When folding tensor.cast into linalg.unpack (and the same helper is used for linalg.pack), mixed inner tile sizes are updated from the refined packed tensor type. Every static trailing packed dimension gets a matching static tile attribute, replacing SSA tile values and overwriting tile constants that disagreed with that type.

Dynamic packed dimensions still keep the original tile operands.

Assisted-by: CLion code completion

llvmbot · 2026-03-23T09:15:23Z

@llvm/pr-subscribers-mlir-linalg

@llvm/pr-subscribers-mlir

Author: Hocky Yudhiono (hockyy)

Changes

This change fixes #187975, a crash in Linalg tensor-cast folding for pack/unpack when tile sizes are dynamic or otherwise not provably constant.

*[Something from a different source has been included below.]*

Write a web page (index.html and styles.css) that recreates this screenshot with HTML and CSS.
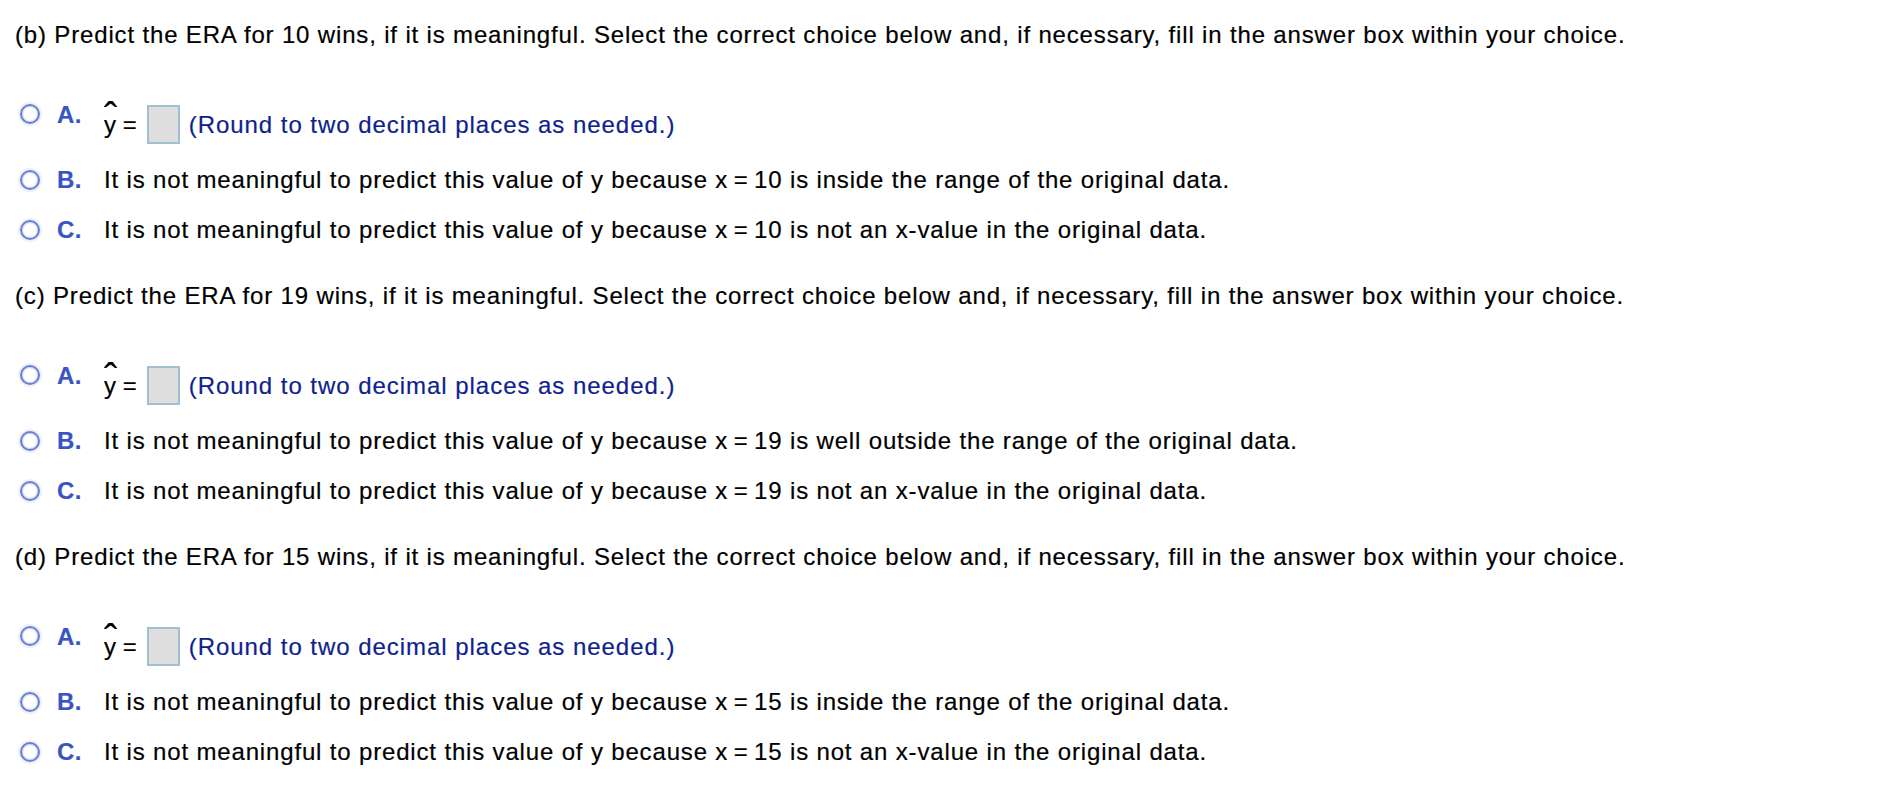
FILE: index.html
```html
<!DOCTYPE html>
<html lang="en">
<head>
<meta charset="utf-8">
<title>Predict the ERA</title>
<link rel="stylesheet" href="styles.css">
</head>
<body>
<div class="page">
  <section class="part">
    <p class="prompt">(b) Predict the ERA for 10 wins, if it is meaningful. Select the correct choice below and, if necessary, fill in the answer box within your choice.</p>
    <div class="choice choice-a">
      <span class="radio"></span>
      <span class="label">A.</span>
      <span class="math"><span class="yhat">y<span class="hat">ˆ</span></span><span class="eq">=</span><span class="answer-box"></span><span class="hint">(Round to two decimal places as needed.)</span></span>
    </div>
    <div class="choice">
      <span class="radio"></span>
      <span class="label">B.</span>
      <span class="text">It is not meaningful to predict this value of y because <span class="xeq">x = 10</span> is inside the range of the original data.</span>
    </div>
    <div class="choice">
      <span class="radio"></span>
      <span class="label">C.</span>
      <span class="text">It is not meaningful to predict this value of y because <span class="xeq">x = 10</span> is not an x-value in the original data.</span>
    </div>
  </section>
  <section class="part">
    <p class="prompt">(c) Predict the ERA for 19 wins, if it is meaningful. Select the correct choice below and, if necessary, fill in the answer box within your choice.</p>
    <div class="choice choice-a">
      <span class="radio"></span>
      <span class="label">A.</span>
      <span class="math"><span class="yhat">y<span class="hat">ˆ</span></span><span class="eq">=</span><span class="answer-box"></span><span class="hint">(Round to two decimal places as needed.)</span></span>
    </div>
    <div class="choice">
      <span class="radio"></span>
      <span class="label">B.</span>
      <span class="text">It is not meaningful to predict this value of y because <span class="xeq">x = 19</span> is well outside the range of the original data.</span>
    </div>
    <div class="choice">
      <span class="radio"></span>
      <span class="label">C.</span>
      <span class="text">It is not meaningful to predict this value of y because <span class="xeq">x = 19</span> is not an x-value in the original data.</span>
    </div>
  </section>
  <section class="part">
    <p class="prompt">(d) Predict the ERA for 15 wins, if it is meaningful. Select the correct choice below and, if necessary, fill in the answer box within your choice.</p>
    <div class="choice choice-a">
      <span class="radio"></span>
      <span class="label">A.</span>
      <span class="math"><span class="yhat">y<span class="hat">ˆ</span></span><span class="eq">=</span><span class="answer-box"></span><span class="hint">(Round to two decimal places as needed.)</span></span>
    </div>
    <div class="choice">
      <span class="radio"></span>
      <span class="label">B.</span>
      <span class="text">It is not meaningful to predict this value of y because <span class="xeq">x = 15</span> is inside the range of the original data.</span>
    </div>
    <div class="choice">
      <span class="radio"></span>
      <span class="label">C.</span>
      <span class="text">It is not meaningful to predict this value of y because <span class="xeq">x = 15</span> is not an x-value in the original data.</span>
    </div>
  </section>
</div>
</body>
</html>
```

FILE: styles.css
```css
html, body {
  margin: 0;
  padding: 0;
  background: #ffffff;
}

body {
  font-family: "Liberation Sans", Arial, Helvetica, sans-serif;
  font-size: 24px;
  letter-spacing: 0.84px;
  color: #000000;
  -webkit-text-stroke: 0.2px currentColor;
}

.page {
  padding: 22px 0 0 15px;
  display: flex;
  flex-direction: column;
  gap: 40px;
}

.prompt {
  margin: 0;
  line-height: 26px;
  white-space: nowrap;
}

.choice {
  display: flex;
  align-items: center;
  line-height: 26px;
  margin-top: 23px;
  white-space: nowrap;
}

.choice + .choice + .choice {
  margin-top: 24px;
}

.choice-a {
  align-items: flex-start;
  margin-top: 56px;
}

.radio {
  flex: none;
  box-sizing: border-box;
  width: 20px;
  height: 20px;
  margin-left: 5px;
  margin-right: 17px;
  border-radius: 50%;
  border: 2px solid #6a80d4;
  box-shadow: 0 0 0 2px #f0f1f6, inset 0 0 1px 1px rgba(120, 140, 220, 0.4);
  background: #ffffff;
}

.label {
  flex: none;
  width: 47px;
  font-weight: bold;
  letter-spacing: 0.3px;
  color: #3954c3;
}

.choice-a .label {
  line-height: 22px;
}

.math {
  display: flex;
  align-items: center;
  margin-top: 1px;
}

.yhat {
  position: relative;
}

.hat {
  position: absolute;
  left: 0;
  width: 100%;
  text-align: center;
  top: -10px;
  font-size: 40px;
  line-height: 30px;
  letter-spacing: 0;
  -webkit-text-stroke: 0;
}

.eq {
  margin-left: 6px;
}

.answer-box {
  box-sizing: border-box;
  width: 33px;
  height: 39px;
  margin-left: 9px;
  background: #dedede;
  border: 2px solid #9fc0d2;
}

.hint {
  margin-left: 9px;
  letter-spacing: 0.96px;
  color: #0f1f8e;
}

.xeq {
  word-spacing: -2px;
}
```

Previously, canonicalization could reach getNewMixedTileSizes and unconditionally access getConstantIntValue(tile).value(). For dynamic tile operands, that value can be absent, causing std::bad_optional_access/assert aborts.

Full diff: https://github.com/llvm/llvm-project/pull/188000.diff

2 Files Affected:

(modified) mlir/lib/Dialect/Linalg/IR/LinalgOps.cpp (+27-14)
(added) mlir/test/Dialect/Linalg/canonicalize-dynamic-unpack-tile.mlir (+71)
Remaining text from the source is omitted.